» Work to do:
Return each line of the data below verbatim; pictures are to be left out.

» Data shown:

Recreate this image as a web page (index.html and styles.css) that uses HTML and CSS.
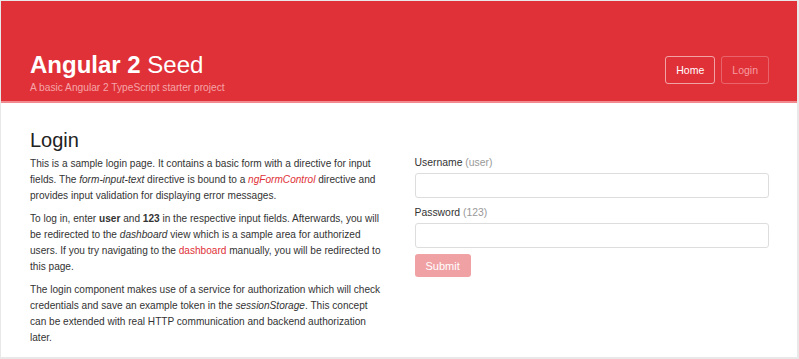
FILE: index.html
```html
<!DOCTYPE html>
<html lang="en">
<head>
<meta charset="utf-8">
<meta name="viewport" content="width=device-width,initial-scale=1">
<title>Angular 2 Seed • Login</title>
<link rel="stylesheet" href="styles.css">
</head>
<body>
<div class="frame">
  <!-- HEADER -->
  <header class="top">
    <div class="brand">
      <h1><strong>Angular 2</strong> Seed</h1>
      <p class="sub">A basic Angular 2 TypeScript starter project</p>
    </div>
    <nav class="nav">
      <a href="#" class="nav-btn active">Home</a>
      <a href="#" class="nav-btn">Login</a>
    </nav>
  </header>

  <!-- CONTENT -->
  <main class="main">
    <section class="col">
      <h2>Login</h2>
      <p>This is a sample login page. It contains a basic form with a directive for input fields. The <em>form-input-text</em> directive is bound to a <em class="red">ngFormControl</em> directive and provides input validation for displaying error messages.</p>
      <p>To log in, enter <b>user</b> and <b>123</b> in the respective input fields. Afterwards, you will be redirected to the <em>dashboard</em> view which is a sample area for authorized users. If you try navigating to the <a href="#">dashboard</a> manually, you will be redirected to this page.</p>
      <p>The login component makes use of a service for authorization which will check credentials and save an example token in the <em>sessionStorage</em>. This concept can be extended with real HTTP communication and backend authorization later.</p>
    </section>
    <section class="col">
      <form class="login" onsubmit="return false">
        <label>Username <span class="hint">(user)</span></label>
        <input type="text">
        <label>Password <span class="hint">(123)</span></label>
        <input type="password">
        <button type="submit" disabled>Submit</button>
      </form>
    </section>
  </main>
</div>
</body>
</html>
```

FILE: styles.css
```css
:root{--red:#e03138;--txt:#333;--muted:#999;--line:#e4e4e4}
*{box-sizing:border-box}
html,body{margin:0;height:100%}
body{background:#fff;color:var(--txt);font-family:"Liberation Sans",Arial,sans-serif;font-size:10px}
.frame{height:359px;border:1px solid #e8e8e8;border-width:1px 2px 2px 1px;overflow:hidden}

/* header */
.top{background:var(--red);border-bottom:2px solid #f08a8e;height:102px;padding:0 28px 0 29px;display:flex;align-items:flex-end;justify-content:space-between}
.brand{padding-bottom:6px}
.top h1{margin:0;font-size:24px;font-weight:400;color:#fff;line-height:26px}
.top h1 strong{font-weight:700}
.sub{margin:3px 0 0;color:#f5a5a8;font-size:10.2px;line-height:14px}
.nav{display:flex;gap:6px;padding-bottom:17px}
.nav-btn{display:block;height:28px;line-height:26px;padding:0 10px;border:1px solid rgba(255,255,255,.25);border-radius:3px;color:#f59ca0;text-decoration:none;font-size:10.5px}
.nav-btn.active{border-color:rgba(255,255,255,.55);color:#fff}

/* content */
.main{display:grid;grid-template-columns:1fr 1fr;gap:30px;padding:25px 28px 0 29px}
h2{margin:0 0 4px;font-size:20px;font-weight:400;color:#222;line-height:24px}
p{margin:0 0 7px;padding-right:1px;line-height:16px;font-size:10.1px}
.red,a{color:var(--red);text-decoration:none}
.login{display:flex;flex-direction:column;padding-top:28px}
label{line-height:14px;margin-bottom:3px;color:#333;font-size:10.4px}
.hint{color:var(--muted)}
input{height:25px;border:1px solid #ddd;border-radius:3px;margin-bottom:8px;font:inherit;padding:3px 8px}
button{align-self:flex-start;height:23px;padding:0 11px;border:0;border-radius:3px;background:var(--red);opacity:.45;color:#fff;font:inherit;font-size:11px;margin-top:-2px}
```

» Output for this exercise:
Recreate this image as a web page (index.html and styles.css) that uses HTML and CSS.
FILE: index.html
```html
<!DOCTYPE html>
<html lang="en">
<head>
<meta charset="utf-8">
<meta name="viewport" content="width=device-width,initial-scale=1">
<title>Angular 2 Seed • Login</title>
<link rel="stylesheet" href="styles.css">
</head>
<body>
<div class="frame">
  <!-- HEADER -->
  <header class="top">
    <div class="brand">
      <h1><strong>Angular 2</strong> Seed</h1>
      <p class="sub">A basic Angular 2 TypeScript starter project</p>
    </div>
    <nav class="nav">
      <a href="#" class="nav-btn active">Home</a>
      <a href="#" class="nav-btn">Login</a>
    </nav>
  </header>

  <!-- CONTENT -->
  <main class="main">
    <section class="col">
      <h2>Login</h2>
      <p>This is a sample login page. It contains a basic form with a directive for input fields. The <em>form-input-text</em> directive is bound to a <em class="red">ngFormControl</em> directive and provides input validation for displaying error messages.</p>
      <p>To log in, enter <b>user</b> and <b>123</b> in the respective input fields. Afterwards, you will be redirected to the <em>dashboard</em> view which is a sample area for authorized users. If you try navigating to the <a href="#">dashboard</a> manually, you will be redirected to this page.</p>
      <p>The login component makes use of a service for authorization which will check credentials and save an example token in the <em>sessionStorage</em>. This concept can be extended with real HTTP communication and backend authorization later.</p>
    </section>
    <section class="col">
      <form class="login" onsubmit="return false">
        <label>Username <span class="hint">(user)</span></label>
        <input type="text">
        <label>Password <span class="hint">(123)</span></label>
        <input type="password">
        <button type="submit" disabled>Submit</button>
      </form>
    </section>
  </main>
</div>
</body>
</html>
```

FILE: styles.css
```css
:root{--red:#e03138;--txt:#333;--muted:#999;--line:#e4e4e4}
*{box-sizing:border-box}
html,body{margin:0;height:100%}
body{background:#fff;color:var(--txt);font-family:"Liberation Sans",Arial,sans-serif;font-size:10px}
.frame{height:359px;border:1px solid #e8e8e8;border-width:1px 2px 2px 1px;overflow:hidden}

/* header */
.top{background:var(--red);border-bottom:2px solid #f08a8e;height:102px;padding:0 28px 0 29px;display:flex;align-items:flex-end;justify-content:space-between}
.brand{padding-bottom:6px}
.top h1{margin:0;font-size:24px;font-weight:400;color:#fff;line-height:26px}
.top h1 strong{font-weight:700}
.sub{margin:3px 0 0;color:#f5a5a8;font-size:10.2px;line-height:14px}
.nav{display:flex;gap:6px;padding-bottom:17px}
.nav-btn{display:block;height:28px;line-height:26px;padding:0 10px;border:1px solid rgba(255,255,255,.25);border-radius:3px;color:#f59ca0;text-decoration:none;font-size:10.5px}
.nav-btn.active{border-color:rgba(255,255,255,.55);color:#fff}

/* content */
.main{display:grid;grid-template-columns:1fr 1fr;gap:30px;padding:25px 28px 0 29px}
h2{margin:0 0 4px;font-size:20px;font-weight:400;color:#222;line-height:24px}
p{margin:0 0 7px;padding-right:1px;line-height:16px;font-size:10.1px}
.red,a{color:var(--red);text-decoration:none}
.login{display:flex;flex-direction:column;padding-top:28px}
label{line-height:14px;margin-bottom:3px;color:#333;font-size:10.4px}
.hint{color:var(--muted)}
input{height:25px;border:1px solid #ddd;border-radius:3px;margin-bottom:8px;font:inherit;padding:3px 8px}
button{align-self:flex-start;height:23px;padding:0 11px;border:0;border-radius:3px;background:var(--red);opacity:.45;color:#fff;font:inherit;font-size:11px;margin-top:-2px}
```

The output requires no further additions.